## DATA PROVIDED:
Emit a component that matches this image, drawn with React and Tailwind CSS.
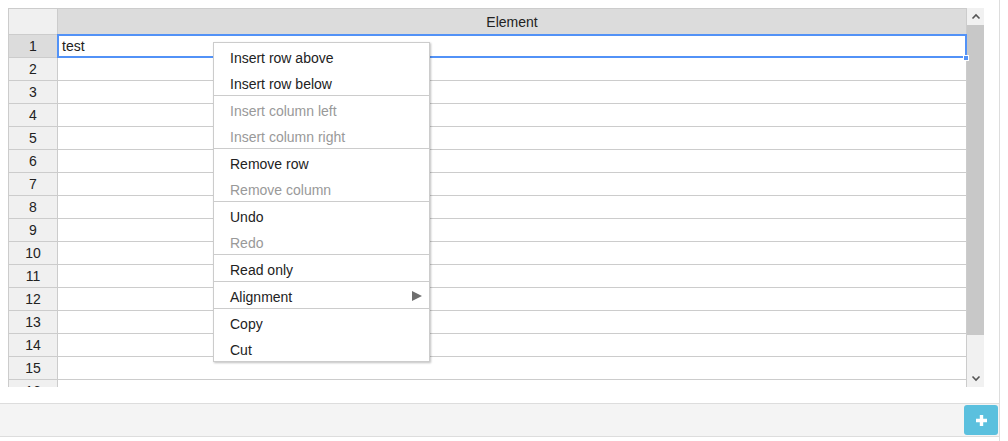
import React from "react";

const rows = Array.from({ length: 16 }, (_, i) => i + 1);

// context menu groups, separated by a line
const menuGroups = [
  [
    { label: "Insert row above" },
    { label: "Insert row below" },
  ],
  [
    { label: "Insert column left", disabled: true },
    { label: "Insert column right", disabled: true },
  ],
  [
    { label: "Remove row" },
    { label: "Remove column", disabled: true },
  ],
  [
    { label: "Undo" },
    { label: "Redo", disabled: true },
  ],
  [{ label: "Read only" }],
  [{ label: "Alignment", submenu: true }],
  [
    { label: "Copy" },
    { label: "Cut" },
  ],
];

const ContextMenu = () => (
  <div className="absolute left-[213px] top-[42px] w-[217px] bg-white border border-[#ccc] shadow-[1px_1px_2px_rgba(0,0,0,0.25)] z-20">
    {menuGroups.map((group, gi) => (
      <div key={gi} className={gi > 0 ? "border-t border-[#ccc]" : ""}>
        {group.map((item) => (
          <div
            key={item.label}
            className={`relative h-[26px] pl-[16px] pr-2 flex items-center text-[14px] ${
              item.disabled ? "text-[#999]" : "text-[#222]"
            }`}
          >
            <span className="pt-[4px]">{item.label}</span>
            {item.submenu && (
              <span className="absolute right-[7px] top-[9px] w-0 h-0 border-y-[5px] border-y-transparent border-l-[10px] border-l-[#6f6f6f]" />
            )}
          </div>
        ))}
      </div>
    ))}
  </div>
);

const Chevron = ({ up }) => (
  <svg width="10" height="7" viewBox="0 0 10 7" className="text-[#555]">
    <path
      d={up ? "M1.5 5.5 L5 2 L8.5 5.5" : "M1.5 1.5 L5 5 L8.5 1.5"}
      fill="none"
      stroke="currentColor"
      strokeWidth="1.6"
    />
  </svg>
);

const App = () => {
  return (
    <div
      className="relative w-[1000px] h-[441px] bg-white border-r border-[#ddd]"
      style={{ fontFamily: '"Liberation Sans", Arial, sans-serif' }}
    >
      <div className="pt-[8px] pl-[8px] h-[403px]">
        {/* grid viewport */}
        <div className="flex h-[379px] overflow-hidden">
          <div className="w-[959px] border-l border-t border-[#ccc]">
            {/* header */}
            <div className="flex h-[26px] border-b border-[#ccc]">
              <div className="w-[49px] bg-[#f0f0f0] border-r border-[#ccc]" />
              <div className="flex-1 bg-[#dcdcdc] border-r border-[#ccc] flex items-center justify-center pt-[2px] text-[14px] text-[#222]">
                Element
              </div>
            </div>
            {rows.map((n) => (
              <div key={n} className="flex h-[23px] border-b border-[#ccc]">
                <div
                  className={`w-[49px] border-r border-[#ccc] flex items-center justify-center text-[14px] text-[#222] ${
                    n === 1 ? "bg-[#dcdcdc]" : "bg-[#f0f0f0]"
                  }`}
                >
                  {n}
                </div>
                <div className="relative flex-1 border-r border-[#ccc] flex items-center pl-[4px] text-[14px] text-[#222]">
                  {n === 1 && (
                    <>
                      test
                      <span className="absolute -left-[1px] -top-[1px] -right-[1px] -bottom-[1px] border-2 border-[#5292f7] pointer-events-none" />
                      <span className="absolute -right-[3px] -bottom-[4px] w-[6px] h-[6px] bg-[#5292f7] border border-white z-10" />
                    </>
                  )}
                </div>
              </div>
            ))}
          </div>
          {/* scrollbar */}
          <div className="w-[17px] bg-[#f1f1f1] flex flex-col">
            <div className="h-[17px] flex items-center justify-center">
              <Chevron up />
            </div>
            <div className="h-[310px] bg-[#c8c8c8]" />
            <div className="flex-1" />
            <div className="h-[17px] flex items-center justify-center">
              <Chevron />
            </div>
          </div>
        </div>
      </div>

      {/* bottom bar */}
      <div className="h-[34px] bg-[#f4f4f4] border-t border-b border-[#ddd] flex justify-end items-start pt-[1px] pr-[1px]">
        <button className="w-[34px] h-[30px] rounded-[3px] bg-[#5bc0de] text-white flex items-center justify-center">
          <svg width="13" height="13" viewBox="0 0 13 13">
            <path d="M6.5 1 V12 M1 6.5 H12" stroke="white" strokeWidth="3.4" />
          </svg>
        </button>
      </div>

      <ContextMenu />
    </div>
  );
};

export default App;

## THE PROBLEM:
Go through the preceding material and copy each line that has the word "React".

## THE SOLUTION:
Emit a component that matches this image, drawn with React and Tailwind CSS.
import React from "react";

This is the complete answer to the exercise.